#### PROVIDED MATERIAL

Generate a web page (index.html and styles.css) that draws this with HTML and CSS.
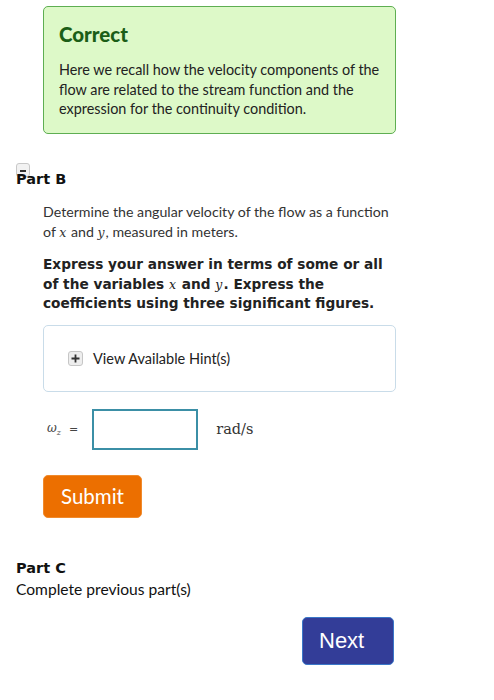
FILE: index.html
```html
<!DOCTYPE html>
<html>
<head>
<meta charset="utf-8">
<link rel="stylesheet" href="styles.css">
</head>
<body>
<div class="page">
  <div class="indent">
    <div class="correct">
      <div class="correct-title">Correct</div>
      <p class="correct-text">Here we recall how the velocity components of the flow are related to the stream function and the expression for the continuity condition.</p>
    </div>
  </div>

  <div class="part-head">
    <span class="collapse"><span class="dash"></span></span>
    <h2 class="part-title">Part B</h2>
  </div>

  <div class="indent">
    <p class="question">Determine the angular velocity of the flow as a function of <i class="math">x</i> and <i class="math">y</i>, measured in meters.</p>
    <p class="instruction">Express your answer in terms of some or all of the variables <i class="math">x</i> and <i class="math">y</i>. Express the coefficients using three significant figures.</p>

    <div class="hints">
      <span class="plus-box">
        <svg width="11" height="11" viewBox="0 0 11 11"><path d="M5.5 1.5v8M1.5 5.5h8" stroke="#333" stroke-width="1.8"/></svg>
      </span>
      <span class="hint-text">View Available Hint(s)</span>
    </div>

    <div class="answer-row">
      <span class="omega">ω<sub>z</sub></span>
      <span class="eq">=</span>
      <span class="input"></span>
      <span class="unit">rad/s</span>
    </div>

    <button class="submit">Submit</button>
  </div>

  <div class="part-c">
    <h2 class="part-title">Part C</h2>
    <div class="pending">Complete previous part(s)</div>
  </div>

  <div class="next-row">
    <button class="next">Next</button>
  </div>
</div>
</body>
</html>
```

FILE: styles.css
```css
html, body {
  margin: 0;
  padding: 0;
  background: #fff;
}
body {
  font-family: Lato, "Open Sans", sans-serif;
  color: #222;
}
.page {
  width: 494px;
  padding: 6px 0 0 16px;
  box-sizing: border-box;
}
.indent {
  padding-left: 27px;
  width: 353px;
}
.correct {
  background: #ddf9c8;
  border: 1px solid #5eae52;
  border-radius: 5px;
  padding: 15px 15px 0 15px;
  height: 111px;
}
.correct-title {
  font-weight: 900;
  font-size: 20.5px;
  color: #1b5e17;
  line-height: 24px;
}
.correct-text {
  margin: 14px 0 0;
  font-size: 14.4px;
  line-height: 19.5px;
  color: #222;
}
.part-head {
  position: relative;
  margin-top: 28px;
  height: 28px;
}
.collapse {
  position: absolute;
  left: 0;
  top: 1px;
  width: 14px;
  height: 14px;
  border: 1px solid #c8c8c8;
  border-radius: 3px;
  background: #f2f2f2;
  box-sizing: border-box;
}
.dash {
  position: absolute;
  left: 3px;
  top: 6px;
  width: 6px;
  height: 2px;
  background: #333;
}
.part-title {
  margin: 0;
  font-family: "DejaVu Sans", Verdana, sans-serif;
  font-weight: bold;
  font-size: 14.5px;
  line-height: 20px;
  color: #111;
  position: relative;
  padding-top: 7px;
}
.question {
  margin: 12px 0 0;
  font-size: 14.2px;
  line-height: 20px;
  color: #333;
}
.math {
  font-family: "DejaVu Serif", "Liberation Serif", serif;
  font-size: 12.5px;
  padding-right: 1px;
}
.instruction {
  margin: 12px 0 0;
  font-family: "DejaVu Sans", Verdana, sans-serif;
  font-weight: bold;
  font-size: 13.7px;
  line-height: 19.5px;
  color: #222;
}
.instruction .math {
  font-weight: normal;
}
.hints {
  margin-top: 11px;
  border: 1px solid #c9dce9;
  border-radius: 5px;
  height: 67px;
  box-sizing: border-box;
  display: flex;
  align-items: center;
  padding-left: 24px;
}
.plus-box {
  width: 15px;
  height: 15px;
  border: 1px solid #c6c6c6;
  border-radius: 3px;
  background: #eeeeee;
  box-sizing: border-box;
  display: flex;
  align-items: center;
  justify-content: center;
}
.hint-text {
  margin-left: 10px;
  font-size: 14.5px;
  color: #222;
}
.answer-row {
  margin-top: 17px;
  display: flex;
  align-items: center;
  height: 41px;
}
.omega {
  font-family: "DejaVu Serif", "Liberation Serif", serif;
  font-style: italic;
  font-size: 12px;
  color: #444;
  margin-left: 4px;
}
.omega sub {
  font-size: 8px;
}
.eq {
  font-family: "DejaVu Sans", sans-serif;
  font-size: 11px;
  color: #444;
  margin-left: 8px;
}
.input {
  margin-left: 14px;
  width: 106px;
  height: 41px;
  border: 2px solid #3b8fa6;
  box-sizing: border-box;
  background: #fff;
}
.unit {
  margin-left: 18px;
  font-family: "DejaVu Serif", "Liberation Serif", serif;
  font-size: 14.5px;
  color: #333;
}
.submit {
  display: block;
  margin-top: 25px;
  width: 99px;
  height: 43px;
  background: #ec6f00;
  border: 1px solid #f08a2c;
  border-radius: 5px;
  color: #fff;
  font-family: Lato, "Open Sans", sans-serif;
  font-size: 20.5px;
  padding: 0;
}
.part-c {
  margin-top: 40px;
}
.part-c .part-title {
  padding-top: 0;
}
.pending {
  font-size: 15.6px;
  line-height: 20px;
  margin-top: 1px;
  color: #111;
}
.next-row {
  width: 378px;
  display: flex;
  justify-content: flex-end;
  margin-top: 18px;
}
.next {
  width: 92px;
  height: 48px;
  background: #333d98;
  border: 1.5px solid #3a77c8;
  border-radius: 5px;
  color: #fff;
  font-family: "Liberation Sans", Arial, sans-serif;
  font-size: 22px;
  text-align: left;
  padding: 0 0 0 16px;
}
```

########

WRITTEN EXERCISE:
Return the material word for word. Pictures are not part of the copy.

REPLY TO THE EXERCISE:
Generate a web page (index.html and styles.css) that draws this with HTML and CSS.
FILE: index.html
```html
<!DOCTYPE html>
<html>
<head>
<meta charset="utf-8">
<link rel="stylesheet" href="styles.css">
</head>
<body>
<div class="page">
  <div class="indent">
    <div class="correct">
      <div class="correct-title">Correct</div>
      <p class="correct-text">Here we recall how the velocity components of the flow are related to the stream function and the expression for the continuity condition.</p>
    </div>
  </div>

  <div class="part-head">
    <span class="collapse"><span class="dash"></span></span>
    <h2 class="part-title">Part B</h2>
  </div>

  <div class="indent">
    <p class="question">Determine the angular velocity of the flow as a function of <i class="math">x</i> and <i class="math">y</i>, measured in meters.</p>
    <p class="instruction">Express your answer in terms of some or all of the variables <i class="math">x</i> and <i class="math">y</i>. Express the coefficients using three significant figures.</p>

    <div class="hints">
      <span class="plus-box">
        <svg width="11" height="11" viewBox="0 0 11 11"><path d="M5.5 1.5v8M1.5 5.5h8" stroke="#333" stroke-width="1.8"/></svg>
      </span>
      <span class="hint-text">View Available Hint(s)</span>
    </div>

    <div class="answer-row">
      <span class="omega">ω<sub>z</sub></span>
      <span class="eq">=</span>
      <span class="input"></span>
      <span class="unit">rad/s</span>
    </div>

    <button class="submit">Submit</button>
  </div>

  <div class="part-c">
    <h2 class="part-title">Part C</h2>
    <div class="pending">Complete previous part(s)</div>
  </div>

  <div class="next-row">
    <button class="next">Next</button>
  </div>
</div>
</body>
</html>
```

FILE: styles.css
```css
html, body {
  margin: 0;
  padding: 0;
  background: #fff;
}
body {
  font-family: Lato, "Open Sans", sans-serif;
  color: #222;
}
.page {
  width: 494px;
  padding: 6px 0 0 16px;
  box-sizing: border-box;
}
.indent {
  padding-left: 27px;
  width: 353px;
}
.correct {
  background: #ddf9c8;
  border: 1px solid #5eae52;
  border-radius: 5px;
  padding: 15px 15px 0 15px;
  height: 111px;
}
.correct-title {
  font-weight: 900;
  font-size: 20.5px;
  color: #1b5e17;
  line-height: 24px;
}
.correct-text {
  margin: 14px 0 0;
  font-size: 14.4px;
  line-height: 19.5px;
  color: #222;
}
.part-head {
  position: relative;
  margin-top: 28px;
  height: 28px;
}
.collapse {
  position: absolute;
  left: 0;
  top: 1px;
  width: 14px;
  height: 14px;
  border: 1px solid #c8c8c8;
  border-radius: 3px;
  background: #f2f2f2;
  box-sizing: border-box;
}
.dash {
  position: absolute;
  left: 3px;
  top: 6px;
  width: 6px;
  height: 2px;
  background: #333;
}
.part-title {
  margin: 0;
  font-family: "DejaVu Sans", Verdana, sans-serif;
  font-weight: bold;
  font-size: 14.5px;
  line-height: 20px;
  color: #111;
  position: relative;
  padding-top: 7px;
}
.question {
  margin: 12px 0 0;
  font-size: 14.2px;
  line-height: 20px;
  color: #333;
}
.math {
  font-family: "DejaVu Serif", "Liberation Serif", serif;
  font-size: 12.5px;
  padding-right: 1px;
}
.instruction {
  margin: 12px 0 0;
  font-family: "DejaVu Sans", Verdana, sans-serif;
  font-weight: bold;
  font-size: 13.7px;
  line-height: 19.5px;
  color: #222;
}
.instruction .math {
  font-weight: normal;
}
.hints {
  margin-top: 11px;
  border: 1px solid #c9dce9;
  border-radius: 5px;
  height: 67px;
  box-sizing: border-box;
  display: flex;
  align-items: center;
  padding-left: 24px;
}
.plus-box {
  width: 15px;
  height: 15px;
  border: 1px solid #c6c6c6;
  border-radius: 3px;
  background: #eeeeee;
  box-sizing: border-box;
  display: flex;
  align-items: center;
  justify-content: center;
}
.hint-text {
  margin-left: 10px;
  font-size: 14.5px;
  color: #222;
}
.answer-row {
  margin-top: 17px;
  display: flex;
  align-items: center;
  height: 41px;
}
.omega {
  font-family: "DejaVu Serif", "Liberation Serif", serif;
  font-style: italic;
  font-size: 12px;
  color: #444;
  margin-left: 4px;
}
.omega sub {
  font-size: 8px;
}
.eq {
  font-family: "DejaVu Sans", sans-serif;
  font-size: 11px;
  color: #444;
  margin-left: 8px;
}
.input {
  margin-left: 14px;
  width: 106px;
  height: 41px;
  border: 2px solid #3b8fa6;
  box-sizing: border-box;
  background: #fff;
}
.unit {
  margin-left: 18px;
  font-family: "DejaVu Serif", "Liberation Serif", serif;
  font-size: 14.5px;
  color: #333;
}
.submit {
  display: block;
  margin-top: 25px;
  width: 99px;
  height: 43px;
  background: #ec6f00;
  border: 1px solid #f08a2c;
  border-radius: 5px;
  color: #fff;
  font-family: Lato, "Open Sans", sans-serif;
  font-size: 20.5px;
  padding: 0;
}
.part-c {
  margin-top: 40px;
}
.part-c .part-title {
  padding-top: 0;
}
.pending {
  font-size: 15.6px;
  line-height: 20px;
  margin-top: 1px;
  color: #111;
}
.next-row {
  width: 378px;
  display: flex;
  justify-content: flex-end;
  margin-top: 18px;
}
.next {
  width: 92px;
  height: 48px;
  background: #333d98;
  border: 1.5px solid #3a77c8;
  border-radius: 5px;
  color: #fff;
  font-family: "Liberation Sans", Arial, sans-serif;
  font-size: 22px;
  text-align: left;
  padding: 0 0 0 16px;
}
```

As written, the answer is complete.